---------- EXERCISE MATERIAL
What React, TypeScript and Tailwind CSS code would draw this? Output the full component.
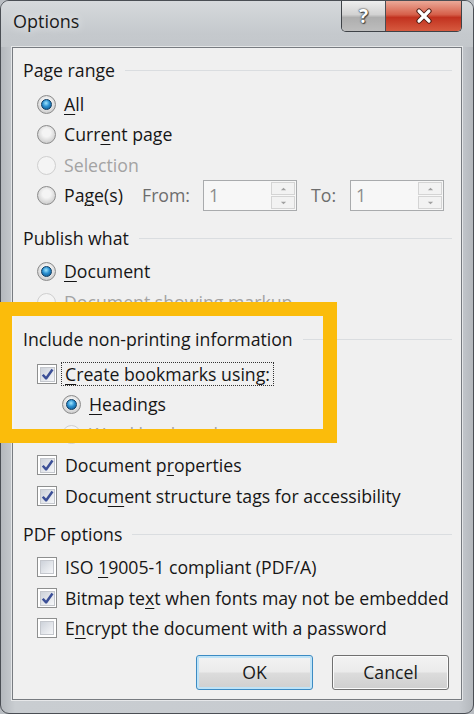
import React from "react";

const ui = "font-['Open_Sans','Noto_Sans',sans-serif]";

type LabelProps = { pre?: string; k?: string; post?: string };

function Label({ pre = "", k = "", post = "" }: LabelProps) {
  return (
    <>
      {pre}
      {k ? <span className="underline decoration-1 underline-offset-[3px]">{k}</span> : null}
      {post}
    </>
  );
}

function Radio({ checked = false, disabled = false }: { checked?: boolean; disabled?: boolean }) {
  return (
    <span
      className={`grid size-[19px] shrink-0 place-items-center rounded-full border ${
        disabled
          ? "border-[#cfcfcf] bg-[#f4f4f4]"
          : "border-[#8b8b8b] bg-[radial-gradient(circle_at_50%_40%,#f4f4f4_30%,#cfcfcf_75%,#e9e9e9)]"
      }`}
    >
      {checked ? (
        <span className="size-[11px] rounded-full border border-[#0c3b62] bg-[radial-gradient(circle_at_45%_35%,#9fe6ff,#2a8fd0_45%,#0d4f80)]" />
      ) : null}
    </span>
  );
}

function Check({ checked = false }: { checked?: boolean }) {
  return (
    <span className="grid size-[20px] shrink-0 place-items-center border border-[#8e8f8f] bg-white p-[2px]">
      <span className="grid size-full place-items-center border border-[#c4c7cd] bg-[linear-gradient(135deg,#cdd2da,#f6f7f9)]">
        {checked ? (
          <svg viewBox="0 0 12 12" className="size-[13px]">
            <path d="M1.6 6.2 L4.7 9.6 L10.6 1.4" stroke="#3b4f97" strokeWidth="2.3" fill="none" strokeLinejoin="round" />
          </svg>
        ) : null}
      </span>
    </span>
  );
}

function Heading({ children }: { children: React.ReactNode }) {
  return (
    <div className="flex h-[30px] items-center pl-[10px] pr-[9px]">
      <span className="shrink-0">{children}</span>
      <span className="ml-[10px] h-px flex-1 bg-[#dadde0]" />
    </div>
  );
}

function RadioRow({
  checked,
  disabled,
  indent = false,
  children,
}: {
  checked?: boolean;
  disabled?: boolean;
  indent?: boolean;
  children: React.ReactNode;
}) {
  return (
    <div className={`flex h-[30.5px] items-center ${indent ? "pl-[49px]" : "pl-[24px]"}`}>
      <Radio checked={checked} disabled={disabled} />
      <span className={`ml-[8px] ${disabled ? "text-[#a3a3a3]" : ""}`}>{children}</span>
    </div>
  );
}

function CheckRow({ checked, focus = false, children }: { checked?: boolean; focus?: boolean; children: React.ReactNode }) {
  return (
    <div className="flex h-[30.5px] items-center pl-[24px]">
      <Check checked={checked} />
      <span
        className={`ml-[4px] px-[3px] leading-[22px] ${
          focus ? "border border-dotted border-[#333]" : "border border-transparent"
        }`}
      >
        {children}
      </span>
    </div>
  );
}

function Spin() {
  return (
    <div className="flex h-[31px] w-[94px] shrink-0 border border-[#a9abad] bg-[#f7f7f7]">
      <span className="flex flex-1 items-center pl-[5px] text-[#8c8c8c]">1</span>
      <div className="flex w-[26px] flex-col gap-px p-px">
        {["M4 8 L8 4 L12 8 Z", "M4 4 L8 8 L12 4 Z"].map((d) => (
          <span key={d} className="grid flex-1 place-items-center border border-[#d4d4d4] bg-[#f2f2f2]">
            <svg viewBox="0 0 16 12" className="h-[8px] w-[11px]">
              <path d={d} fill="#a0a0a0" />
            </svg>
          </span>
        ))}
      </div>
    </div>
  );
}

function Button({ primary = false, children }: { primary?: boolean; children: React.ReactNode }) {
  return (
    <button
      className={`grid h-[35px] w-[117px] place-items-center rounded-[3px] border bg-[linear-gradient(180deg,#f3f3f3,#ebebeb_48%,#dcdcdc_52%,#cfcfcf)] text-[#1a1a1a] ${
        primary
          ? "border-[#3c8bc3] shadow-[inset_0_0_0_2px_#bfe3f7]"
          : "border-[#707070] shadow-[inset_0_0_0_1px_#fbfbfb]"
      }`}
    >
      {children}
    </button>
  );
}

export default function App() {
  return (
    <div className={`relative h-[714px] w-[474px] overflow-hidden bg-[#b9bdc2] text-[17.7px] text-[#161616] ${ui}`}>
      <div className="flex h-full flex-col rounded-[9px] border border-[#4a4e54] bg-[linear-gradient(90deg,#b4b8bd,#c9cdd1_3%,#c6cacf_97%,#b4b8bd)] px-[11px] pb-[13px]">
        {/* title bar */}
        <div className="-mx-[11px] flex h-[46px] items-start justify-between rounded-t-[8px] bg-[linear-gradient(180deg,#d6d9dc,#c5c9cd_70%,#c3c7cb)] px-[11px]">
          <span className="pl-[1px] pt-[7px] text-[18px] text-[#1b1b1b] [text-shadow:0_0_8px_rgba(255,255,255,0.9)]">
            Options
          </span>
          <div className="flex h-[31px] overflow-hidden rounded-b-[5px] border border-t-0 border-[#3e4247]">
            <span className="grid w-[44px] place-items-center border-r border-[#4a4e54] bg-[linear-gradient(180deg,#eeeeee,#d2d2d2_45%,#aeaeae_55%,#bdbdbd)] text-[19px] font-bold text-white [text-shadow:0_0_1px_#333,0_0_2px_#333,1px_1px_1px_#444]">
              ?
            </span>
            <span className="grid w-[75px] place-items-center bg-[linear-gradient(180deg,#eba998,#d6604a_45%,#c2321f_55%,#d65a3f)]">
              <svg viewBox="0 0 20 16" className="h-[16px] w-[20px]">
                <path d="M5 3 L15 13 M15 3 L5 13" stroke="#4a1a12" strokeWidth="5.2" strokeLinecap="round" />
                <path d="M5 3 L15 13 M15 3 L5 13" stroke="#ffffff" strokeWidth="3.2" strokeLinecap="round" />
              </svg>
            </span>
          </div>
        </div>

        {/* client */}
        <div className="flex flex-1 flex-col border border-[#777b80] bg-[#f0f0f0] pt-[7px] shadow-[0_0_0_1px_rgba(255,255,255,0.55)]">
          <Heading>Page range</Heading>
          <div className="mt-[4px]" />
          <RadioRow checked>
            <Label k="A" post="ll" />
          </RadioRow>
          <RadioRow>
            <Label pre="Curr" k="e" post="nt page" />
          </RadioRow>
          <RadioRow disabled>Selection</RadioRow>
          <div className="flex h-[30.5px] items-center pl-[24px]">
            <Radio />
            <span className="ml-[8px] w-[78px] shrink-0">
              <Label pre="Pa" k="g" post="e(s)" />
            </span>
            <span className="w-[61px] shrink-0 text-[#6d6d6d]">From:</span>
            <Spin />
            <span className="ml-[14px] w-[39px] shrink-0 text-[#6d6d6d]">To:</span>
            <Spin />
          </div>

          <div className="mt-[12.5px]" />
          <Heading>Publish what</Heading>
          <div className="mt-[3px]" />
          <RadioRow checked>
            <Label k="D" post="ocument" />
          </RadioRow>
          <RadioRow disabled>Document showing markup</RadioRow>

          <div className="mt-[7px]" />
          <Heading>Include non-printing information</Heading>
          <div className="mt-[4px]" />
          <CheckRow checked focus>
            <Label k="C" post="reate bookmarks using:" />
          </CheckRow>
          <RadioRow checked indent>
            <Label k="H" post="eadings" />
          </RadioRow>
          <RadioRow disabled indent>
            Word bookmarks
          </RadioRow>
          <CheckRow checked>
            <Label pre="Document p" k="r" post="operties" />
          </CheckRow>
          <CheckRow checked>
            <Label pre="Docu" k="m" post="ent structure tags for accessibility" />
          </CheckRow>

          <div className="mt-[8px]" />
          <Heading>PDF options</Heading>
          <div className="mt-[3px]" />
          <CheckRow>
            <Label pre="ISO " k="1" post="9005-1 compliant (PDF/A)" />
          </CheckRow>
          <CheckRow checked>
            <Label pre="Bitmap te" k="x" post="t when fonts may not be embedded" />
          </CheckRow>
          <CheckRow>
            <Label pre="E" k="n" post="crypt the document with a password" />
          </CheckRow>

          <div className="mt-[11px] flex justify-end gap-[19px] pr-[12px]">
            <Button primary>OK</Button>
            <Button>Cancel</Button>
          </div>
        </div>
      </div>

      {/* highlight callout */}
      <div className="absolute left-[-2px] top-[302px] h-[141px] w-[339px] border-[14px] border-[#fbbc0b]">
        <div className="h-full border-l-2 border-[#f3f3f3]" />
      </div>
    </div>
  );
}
--------------------
---------- EXERCISE MATERIAL
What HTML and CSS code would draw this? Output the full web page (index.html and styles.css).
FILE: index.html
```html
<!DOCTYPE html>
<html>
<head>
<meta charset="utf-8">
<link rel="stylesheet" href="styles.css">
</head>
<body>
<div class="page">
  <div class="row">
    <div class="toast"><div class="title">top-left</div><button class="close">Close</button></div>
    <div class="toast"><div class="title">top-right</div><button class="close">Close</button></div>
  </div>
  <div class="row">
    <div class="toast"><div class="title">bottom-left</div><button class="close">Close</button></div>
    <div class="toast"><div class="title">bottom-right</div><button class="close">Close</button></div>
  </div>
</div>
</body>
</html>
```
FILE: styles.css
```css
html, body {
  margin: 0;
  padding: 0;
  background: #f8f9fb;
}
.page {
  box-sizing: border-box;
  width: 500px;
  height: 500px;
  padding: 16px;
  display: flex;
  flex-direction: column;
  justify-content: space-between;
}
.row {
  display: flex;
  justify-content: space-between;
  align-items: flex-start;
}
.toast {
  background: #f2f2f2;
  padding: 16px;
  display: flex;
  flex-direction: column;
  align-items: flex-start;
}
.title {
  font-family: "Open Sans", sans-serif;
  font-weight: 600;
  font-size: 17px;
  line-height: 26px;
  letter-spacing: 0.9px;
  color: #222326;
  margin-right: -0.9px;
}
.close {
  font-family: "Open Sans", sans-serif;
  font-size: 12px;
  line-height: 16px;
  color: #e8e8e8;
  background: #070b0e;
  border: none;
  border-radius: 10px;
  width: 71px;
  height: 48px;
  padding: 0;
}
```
--------------------
| AIM |
The copy should hold exactly the lines from the line with "What React, TypeScript" to the line with "string; k?: string;", both ends in, set down without any pictures and with nothing added.

| RESULT |
What React, TypeScript and Tailwind CSS code would draw this? Output the full component.
import React from "react";

const ui = "font-['Open_Sans','Noto_Sans',sans-serif]";

type LabelProps = { pre?: string; k?: string; post?: string };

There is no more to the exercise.